Title: The Fabelmans
Genre: Drama |
Runtime: 151 min
Director: Steven Spielberg
Starring: Michelle Williams, Paul Dano, Gabriel LaBelle
Loosely based on Spielberg’s childhood growing up in post-World War II era Arizona, from age seven to eighteen, a young man named Sammy Fabelman discovers a shattering family secret and explores how the power of movies helps us see the truth about each other and ourselves.
AN UNBALANCED COMING-OF-AGE STORY
WITH NO REAL CONCLUSION
As much as The Fabelmans is the semi-autobiographical feature about director Steven Spielberg’s young life as a filmmaker follows Sam, it also follows the life of his mother Mitzi, who knows about the big secret of the family.
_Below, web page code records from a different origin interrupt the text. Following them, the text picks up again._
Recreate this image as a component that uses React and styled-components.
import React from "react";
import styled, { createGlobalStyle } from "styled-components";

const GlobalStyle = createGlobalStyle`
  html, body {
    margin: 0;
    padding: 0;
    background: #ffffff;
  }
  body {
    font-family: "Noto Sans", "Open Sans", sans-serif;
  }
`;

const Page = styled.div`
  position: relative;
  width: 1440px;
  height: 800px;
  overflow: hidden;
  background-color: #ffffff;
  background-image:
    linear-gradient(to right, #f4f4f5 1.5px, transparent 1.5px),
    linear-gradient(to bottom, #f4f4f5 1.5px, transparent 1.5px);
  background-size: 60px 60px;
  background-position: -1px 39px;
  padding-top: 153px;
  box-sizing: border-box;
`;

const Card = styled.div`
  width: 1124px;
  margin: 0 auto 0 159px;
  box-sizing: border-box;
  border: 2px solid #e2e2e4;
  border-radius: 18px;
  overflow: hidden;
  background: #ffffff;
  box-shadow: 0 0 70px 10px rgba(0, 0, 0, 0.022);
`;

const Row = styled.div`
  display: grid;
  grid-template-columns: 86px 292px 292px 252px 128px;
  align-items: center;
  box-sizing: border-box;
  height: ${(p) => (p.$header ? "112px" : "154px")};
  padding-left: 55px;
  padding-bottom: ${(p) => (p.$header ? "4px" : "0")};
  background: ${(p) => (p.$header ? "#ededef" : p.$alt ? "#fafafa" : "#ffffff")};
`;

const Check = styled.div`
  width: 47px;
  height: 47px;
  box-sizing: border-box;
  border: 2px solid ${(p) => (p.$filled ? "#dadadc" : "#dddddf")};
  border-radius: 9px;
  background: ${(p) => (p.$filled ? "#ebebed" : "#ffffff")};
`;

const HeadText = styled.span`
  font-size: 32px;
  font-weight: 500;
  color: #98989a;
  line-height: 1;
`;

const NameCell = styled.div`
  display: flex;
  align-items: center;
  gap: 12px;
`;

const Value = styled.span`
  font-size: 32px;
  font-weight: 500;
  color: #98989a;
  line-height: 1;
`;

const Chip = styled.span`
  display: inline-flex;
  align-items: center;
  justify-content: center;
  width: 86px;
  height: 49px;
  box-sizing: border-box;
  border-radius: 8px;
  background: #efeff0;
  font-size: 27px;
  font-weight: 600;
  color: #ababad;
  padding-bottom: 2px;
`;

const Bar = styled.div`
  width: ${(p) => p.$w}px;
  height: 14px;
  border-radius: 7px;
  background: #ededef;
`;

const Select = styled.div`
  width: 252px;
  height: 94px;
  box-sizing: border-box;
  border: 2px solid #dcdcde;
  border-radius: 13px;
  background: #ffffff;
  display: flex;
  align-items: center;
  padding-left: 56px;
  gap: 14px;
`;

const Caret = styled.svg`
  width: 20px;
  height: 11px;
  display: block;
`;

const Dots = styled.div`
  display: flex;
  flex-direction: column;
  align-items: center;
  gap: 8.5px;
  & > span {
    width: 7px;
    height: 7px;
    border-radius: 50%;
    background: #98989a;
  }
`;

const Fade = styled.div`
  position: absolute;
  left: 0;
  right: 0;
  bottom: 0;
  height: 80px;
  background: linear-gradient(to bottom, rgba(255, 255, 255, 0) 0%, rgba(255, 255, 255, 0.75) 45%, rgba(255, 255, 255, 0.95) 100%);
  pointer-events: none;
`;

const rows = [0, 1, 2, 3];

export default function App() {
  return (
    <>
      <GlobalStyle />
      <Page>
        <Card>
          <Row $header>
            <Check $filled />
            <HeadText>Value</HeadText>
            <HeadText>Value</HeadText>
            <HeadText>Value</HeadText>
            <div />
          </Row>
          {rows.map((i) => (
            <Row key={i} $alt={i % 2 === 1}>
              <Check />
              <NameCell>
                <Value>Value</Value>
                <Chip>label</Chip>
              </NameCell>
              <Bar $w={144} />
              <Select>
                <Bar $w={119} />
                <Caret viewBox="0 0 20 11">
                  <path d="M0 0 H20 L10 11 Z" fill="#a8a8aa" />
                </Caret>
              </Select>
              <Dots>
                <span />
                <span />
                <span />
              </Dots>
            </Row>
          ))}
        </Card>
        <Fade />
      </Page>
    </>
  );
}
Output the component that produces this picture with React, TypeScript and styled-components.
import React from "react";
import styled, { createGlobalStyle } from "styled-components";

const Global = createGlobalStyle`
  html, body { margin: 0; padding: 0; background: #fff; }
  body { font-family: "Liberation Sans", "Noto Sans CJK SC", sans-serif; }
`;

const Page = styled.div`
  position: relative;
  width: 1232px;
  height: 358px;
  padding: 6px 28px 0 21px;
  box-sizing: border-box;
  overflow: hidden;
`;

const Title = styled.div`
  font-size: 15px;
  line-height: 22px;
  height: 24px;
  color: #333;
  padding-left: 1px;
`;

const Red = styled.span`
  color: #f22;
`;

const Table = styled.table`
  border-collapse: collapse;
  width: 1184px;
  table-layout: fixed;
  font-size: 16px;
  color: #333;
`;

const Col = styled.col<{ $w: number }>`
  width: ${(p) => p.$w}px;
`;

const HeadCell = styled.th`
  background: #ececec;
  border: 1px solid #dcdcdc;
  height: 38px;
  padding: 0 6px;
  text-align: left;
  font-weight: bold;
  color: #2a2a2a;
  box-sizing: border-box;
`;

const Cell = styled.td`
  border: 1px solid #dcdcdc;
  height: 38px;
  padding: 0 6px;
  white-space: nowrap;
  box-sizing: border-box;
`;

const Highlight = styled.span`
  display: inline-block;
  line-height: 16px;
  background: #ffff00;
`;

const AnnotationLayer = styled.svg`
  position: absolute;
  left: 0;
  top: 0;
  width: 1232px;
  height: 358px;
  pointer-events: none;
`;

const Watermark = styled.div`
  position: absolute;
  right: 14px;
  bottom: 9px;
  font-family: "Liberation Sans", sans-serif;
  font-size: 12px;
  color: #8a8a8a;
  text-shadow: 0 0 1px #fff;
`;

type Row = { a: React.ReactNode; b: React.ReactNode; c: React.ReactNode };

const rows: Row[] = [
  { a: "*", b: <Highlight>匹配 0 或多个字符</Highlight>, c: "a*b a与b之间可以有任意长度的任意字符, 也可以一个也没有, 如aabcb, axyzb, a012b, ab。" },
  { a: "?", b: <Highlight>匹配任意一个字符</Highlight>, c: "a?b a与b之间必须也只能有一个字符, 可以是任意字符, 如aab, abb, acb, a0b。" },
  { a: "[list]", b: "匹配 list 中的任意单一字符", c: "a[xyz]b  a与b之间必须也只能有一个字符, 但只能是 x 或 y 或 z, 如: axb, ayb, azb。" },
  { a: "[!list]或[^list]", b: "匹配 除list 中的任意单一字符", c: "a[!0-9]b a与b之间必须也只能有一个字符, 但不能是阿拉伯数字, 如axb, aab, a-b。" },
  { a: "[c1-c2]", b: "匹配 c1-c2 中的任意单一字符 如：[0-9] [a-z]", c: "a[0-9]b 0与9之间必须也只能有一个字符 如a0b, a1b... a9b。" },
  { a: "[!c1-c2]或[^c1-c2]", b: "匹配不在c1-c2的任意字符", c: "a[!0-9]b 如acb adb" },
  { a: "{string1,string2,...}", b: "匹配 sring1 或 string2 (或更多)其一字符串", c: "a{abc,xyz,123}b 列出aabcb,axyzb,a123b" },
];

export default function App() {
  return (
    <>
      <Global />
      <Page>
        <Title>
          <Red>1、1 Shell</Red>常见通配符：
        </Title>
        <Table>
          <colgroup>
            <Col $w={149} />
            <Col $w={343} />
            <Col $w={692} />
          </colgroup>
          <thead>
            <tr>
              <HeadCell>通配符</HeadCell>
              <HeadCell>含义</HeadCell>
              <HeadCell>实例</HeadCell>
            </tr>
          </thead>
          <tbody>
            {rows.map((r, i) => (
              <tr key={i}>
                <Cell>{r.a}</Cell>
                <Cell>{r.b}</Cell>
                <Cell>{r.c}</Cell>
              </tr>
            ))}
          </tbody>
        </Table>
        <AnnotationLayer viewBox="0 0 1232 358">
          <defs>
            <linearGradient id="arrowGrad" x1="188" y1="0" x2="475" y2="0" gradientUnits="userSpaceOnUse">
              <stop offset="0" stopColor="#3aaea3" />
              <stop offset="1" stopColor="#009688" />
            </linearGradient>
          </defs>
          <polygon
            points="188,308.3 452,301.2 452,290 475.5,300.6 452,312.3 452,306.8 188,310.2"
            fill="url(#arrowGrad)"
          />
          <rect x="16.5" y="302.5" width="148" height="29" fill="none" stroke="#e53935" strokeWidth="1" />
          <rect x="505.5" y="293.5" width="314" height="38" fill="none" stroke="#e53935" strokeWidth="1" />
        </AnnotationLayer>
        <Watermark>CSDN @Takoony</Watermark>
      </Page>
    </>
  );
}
The story is really thrilling and exciting; it is filled with both drama and comedy and it comes under the skin of the character in a profound way. Few films that Spielberg has produced or directed had achieved this emotional effect. As much as it is a love letter, a memoir in the picture, it also illustrates a family life filled with conflicts and dreams. As much as this is a telling of the young days, it also shows the falling-apart course of the family.
It’s technically mesmerizing, as much of Spielberg’s films are, as it is in a personal portrait of an aspiring filmmaker. Michelle Williams makes a great performance. The lead, Gabriel LaBella, has a nice impact on the film as well. His anti-Semitic bullying at school is understandable, but the depth is just the surface, and feels almost forced because the bullying is not something new.
Judd Hirsch, who makes a short stop in the film, makes a fun impression. Paul Dano as Burt Fabelman, who is neglecting his family and disrespecting his wife, wishes… He doesn’t get deep into the role and feels much like a side character. A character that often the rest of the family yells at. What’s astonishing is how relatable the story is with the character and the story.
The main problem is that feels like a fairy tale with the good essence of the third act, losing its momentum. It only shows a third part of Spielberg’s life. It only feels only the surface. It’s a slow-burn film that doesn’t behold any action or drama moment, but it stays afterward emotionally and story-wise.